Philippa Zawe – Would You Lean
Ahead of upcoming EP Shudder Pt. I, Philippa Zawe has shared brand new single, ‘Would You Lean.’ Writing of previous release Road of Hope, we described Zawe’s work as a combination of “folk and soul… built around her versatile voice,” the delivery “switching from casual conversational comments to strikingly effecting croons to produce something that ebbs and flows with human warmth.” The new track is no less impressive in this regard, though builds on previous releases with an increasingly rich arrangement of instruments. A sound capable of exploring themes of loss, friendship and faith with a decidedly compassionate tone.
Sassyhiya – I had a thought
Rising from the ashes of cult LGBTQ punks Barry, Sassyhiya is the project of London-based partners Kathy Wright and Helen Skinner. Recorded during lockdown, their debut EP gum demos introduced the irreverent charm of their punky, poppy sound. But now with the addition of Pablo Paganotto of Punching Swans (drums) and Neiloy Mookherjee (guitar), Sissyhiya are now a full fledged live band. New EP Live at Paper Dress Vintage captures this newly charged form in all its idiosyncratic fun. Opener ‘I had a thought’ is as good an introduction as any, adding scrappy attitude to the original, taking the angles of post-punk and bending them into off-kilter shapes, leading to something somehow both laidback and volatile.
Thavoron – Twin Sized Bed
Back in April, Seattle-based songwriter Thavoron shared single ’18’ on Trailing Twelve Records, a tender and intimate track which explored the queer experience with dreamlike warmth.
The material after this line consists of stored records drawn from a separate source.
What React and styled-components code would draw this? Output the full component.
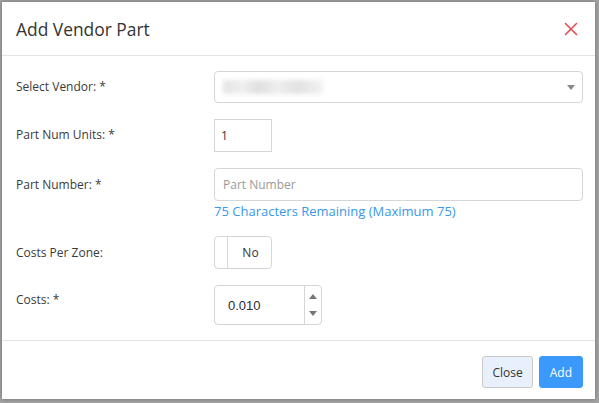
import styled, { createGlobalStyle } from "styled-components"

const Global = createGlobalStyle`
    html, body {
        margin: 0;
        padding: 0;
        background: #a3a3a3;
    }
    * { box-sizing: border-box; }
`;

const Backdrop = styled.div`
    width: 599px;
    height: 403px;
    padding: 2px 4px 4px 2px;
    display: flex;
`;

const Modal = styled.div`
    flex: 1;
    background: #fff;
    display: flex;
    flex-direction: column;
    box-shadow: 0 0 4px rgba(0, 0, 0, 0.35);
    font-family: "Open Sans", "Noto Sans", sans-serif;
    color: #333;
`;

const Header = styled.div`
    height: 54px;
    display: flex;
    align-items: center;
    justify-content: space-between;
    padding: 0 17px 0 14px;
    border-bottom: 1px solid #e3e3e3;
`;

const Title = styled.h4`
    margin: 0;
    font-size: 17.4px;
    font-weight: 400;
    color: #333;
`;

const CloseX = styled.button`
    border: 0;
    background: none;
    padding: 0;
    width: 14px;
    height: 14px;
    display: flex;
    cursor: pointer;
`;

const Body = styled.div`
    padding: 15px 12px 15px 14px;
    display: flex;
    flex-direction: column;
    gap: 16px;
    border-bottom: 1px solid #e3e3e3;
`;

const Row = styled.div`
    display: grid;
    grid-template-columns: 198px 1fr;
    align-items: start;
`;

const Label = styled.label`
    font-size: 12px;
    line-height: ${(p) => p.$h || 32}px;
    color: #3a3a3a;
`;

const Field = styled.div`
    display: flex;
    flex-direction: column;
`;

const Box = styled.div`
    position: relative;
    width: ${(p) => p.$w || "100%"};
    height: ${(p) => p.$h || 33}px;
    border: 1px solid #d6d6d6;
    border-radius: ${(p) => (p.$square ? 0 : 4)}px;
    background: #fff;
    display: flex;
    align-items: center;
    font-size: 12px;
    color: #333;
    padding-left: ${(p) => p.$pad || 8}px;
    overflow: hidden;
`;

const Placeholder = styled.span`
    color: #9a9a9a;
`;

const Blurred = styled.div`
    width: 100px;
    height: 14px;
    background: linear-gradient(90deg, #e4e4e4 0%, #efefef 20%, #e0e0e0 35%, #eeeeee 55%, #e2e2e2 75%, #f2f2f2 100%);
    filter: blur(2px);
`;

const Caret = styled.span`
    position: absolute;
    right: 7px;
    top: 13px;
    width: 0;
    height: 0;
    border-left: 4px solid transparent;
    border-right: 4px solid transparent;
    border-top: 5px solid #888;
`;

const Helper = styled.div`
    margin-top: 1px;
    font-size: 13px;
    line-height: 18px;
    color: #3a97e8;
`;

const Toggle = styled.div`
    width: 58px;
    height: 33px;
    border: 1px solid #d6d6d6;
    border-radius: 4px;
    display: flex;
    font-size: 12px;
`;

const Handle = styled.div`
    width: 13px;
    border-right: 1px solid #d6d6d6;
`;

const ToggleText = styled.div`
    flex: 1;
    display: flex;
    align-items: center;
    justify-content: center;
    padding-left: 2px;
`;

const NumberText = styled.span`
    font-family: "Liberation Sans", Arial, sans-serif;
    font-size: 13px;
    color: #2b2b3b;
    padding-left: 5px;
`;

const Spinner = styled.div`
    position: absolute;
    right: 0;
    top: 0;
    bottom: 0;
    width: 17px;
    border-left: 1px solid #d6d6d6;
    display: flex;
    flex-direction: column;
    align-items: center;
    justify-content: space-between;
    padding: 8px 0 8px;
`;

const Arrow = styled.span`
    width: 0;
    height: 0;
    border-left: 4px solid transparent;
    border-right: 4px solid transparent;
    ${(p) => (p.$up ? "border-bottom: 5px solid #777;" : "border-top: 5px solid #777;")}
`;

const Footer = styled.div`
    flex: 1;
    display: flex;
    justify-content: flex-end;
    align-items: flex-start;
    gap: 6px;
    padding: 15px 12px 0 0;
`;

const Btn = styled.button`
    height: 32px;
    padding: 0 ${(p) => (p.$primary ? 10 : 9)}px;
    font-family: "Open Sans", "Noto Sans", sans-serif;
    font-size: 12px;
    border-radius: 3px;
    cursor: pointer;
    color: ${(p) => (p.$primary ? "#fff" : "#333")};
    background: ${(p) => (p.$primary ? "#3b99fc" : "#e8f1fb")};
    border: 1px solid ${(p) => (p.$primary ? "#3b99fc" : "#c9c9c9")};
`;

export default function App() {
    return (
        <>
            <Global />
            <Backdrop>
                <Modal>
                    <Header>
                        <Title>Add Vendor Part</Title>
                        <CloseX aria-label="Close">
                            <svg width="14" height="14" viewBox="0 0 14 14">
                                <path d="M1.5 1.5 L12.5 12.5 M12.5 1.5 L1.5 12.5" stroke="#e0474c" strokeWidth="1.5" strokeLinecap="round" />
                            </svg>
                        </CloseX>
                    </Header>
                    <Body>
                        <Row>
                            <Label>Select Vendor: *</Label>
                            <Box $h={32}>
                                <Blurred />
                                <Caret />
                            </Box>
                        </Row>
                        <Row>
                            <Label $h={31}>Part Num Units: *</Label>
                            <Box $w="58px" $square $pad={6}>1</Box>
                        </Row>
                        <Row>
                            <Label $h={33}>Part Number: *</Label>
                            <Field>
                                <Box>
                                    <Placeholder>Part Number</Placeholder>
                                </Box>
                                <Helper>75 Characters Remaining (Maximum 75)</Helper>
                            </Field>
                        </Row>
                        <Row>
                            <Label $h={33}>Costs Per Zone:</Label>
                            <Toggle>
                                <Handle />
                                <ToggleText>No</ToggleText>
                            </Toggle>
                        </Row>
                        <Row>
                            <Label $h={30}>Costs: *</Label>
                            <Box $w="108px" $h={40} $pad={8}>
                                <NumberText>0.010</NumberText>
                                <Spinner>
                                    <Arrow $up />
                                    <Arrow />
                                </Spinner>
                            </Box>
                        </Row>
                    </Body>
                    <Footer>
                        <Btn>Close</Btn>
                        <Btn $primary>Add</Btn>
                    </Footer>
                </Modal>
            </Backdrop>
        </>
    )
}
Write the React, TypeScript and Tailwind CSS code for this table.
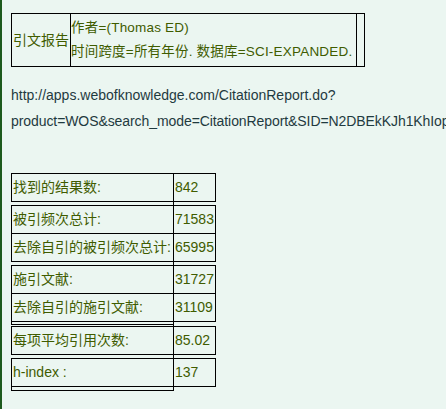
import React from 'react';

const stats = [
    [{ label: '找到的结果数:', value: '842' }],
    [
        { label: '被引频次总计:', value: '71583' },
        { label: '去除自引的被引频次总计:', value: '65995' },
    ],
    [
        { label: '施引文献:', value: '31727' },
        { label: '去除自引的施引文献:', value: '31109' },
    ],
    [{ label: '每项平均引用次数:', value: '85.02' }],
    [{ label: 'h-index :', value: '137' }],
];

// tables 3 and 5 have a left cell that hangs a little below the row
const tails: Record<number, string> = { 2: 'h-[3px]', 4: 'h-[4px]' };

const App: React.FC = () => {
    return (
        <div
            className="min-h-[409px] w-[446px] overflow-hidden border-l-2 border-[#1d5a1d] bg-[#ebf6f1] text-[14px] text-[#3f5c00]"
            style={{ fontFamily: '"Liberation Sans", "Noto Sans CJK SC", sans-serif' }}
        >
            <div className="pl-[9px] pt-[13px]">
                <div className="flex h-[54px] w-[354px] border border-black">
                    <div className="flex w-[59px] items-center border-r border-black pl-[1px] leading-none">引文报告</div>
                    <div className="flex w-[286px] flex-col justify-center whitespace-nowrap border-r border-black text-[13.5px] leading-[24px] tracking-[0.2px]">
                        <span>作者=(Thomas ED)</span>
                        <span>时间跨度=所有年份. 数据库=SCI-EXPANDED.</span>
                    </div>
                    <div className="flex-1" />
                </div>

                <div className="mt-[15px] whitespace-nowrap leading-[26px] text-[#1f3a3f]">
                    <div>http://apps.webofknowledge.com/CitationReport.do?</div>
                    <div className="tracking-[-0.08px]">product=WOS&amp;search_mode=CitationReport&amp;SID=N2DBEkKJh1KhIop</div>
                </div>

                <div className="mt-[39px] flex w-[205px] flex-col">
                    {stats.map((group, gi) => (
                        <React.Fragment key={gi}>
                            <div className="border border-black">
                                {group.map((row, ri) => (
                                    <div
                                        key={row.label}
                                        className={`flex h-[27px] items-center ${ri > 0 ? 'box-content border-t border-black' : ''}`}
                                    >
                                        <div className="flex h-full w-[162px] items-center whitespace-nowrap border-r border-black pl-[1px]">
                                            {row.label}
                                        </div>
                                        <div className="pl-[1px]">{row.value}</div>
                                    </div>
                                ))}
                            </div>
                            {tails[gi] && <div className={`${tails[gi]} w-[163px] border-x border-b border-black`} />}
                            {gi < stats.length - 1 && (
                                <div className={`${tails[gi] ? 'h-px' : 'h-[3px]'} w-[163px] border-r border-black`} />
                            )}
                        </React.Fragment>
                    ))}
                </div>
            </div>
        </div>
    );
};

export default App;
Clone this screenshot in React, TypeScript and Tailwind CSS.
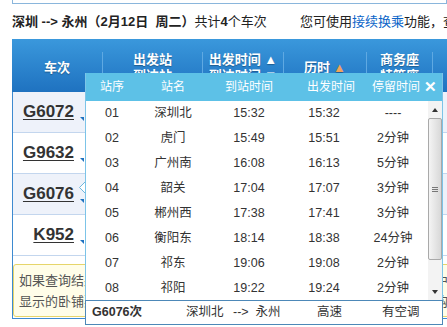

The song was relatively stripped back with its careful arrangement of flute, saxophone and guitar, but latest single ‘Twin Sized Bed’ leans more fully into the minimalist folk style. Built on stark guitar and gently emotive vocals, it’s a song concerning the often difficult process of coming to understand and accept yourself brought to life with all the stark solitude of such an experience.
‘Twin Sized Bed’ is out now via Trailing Twelve Records.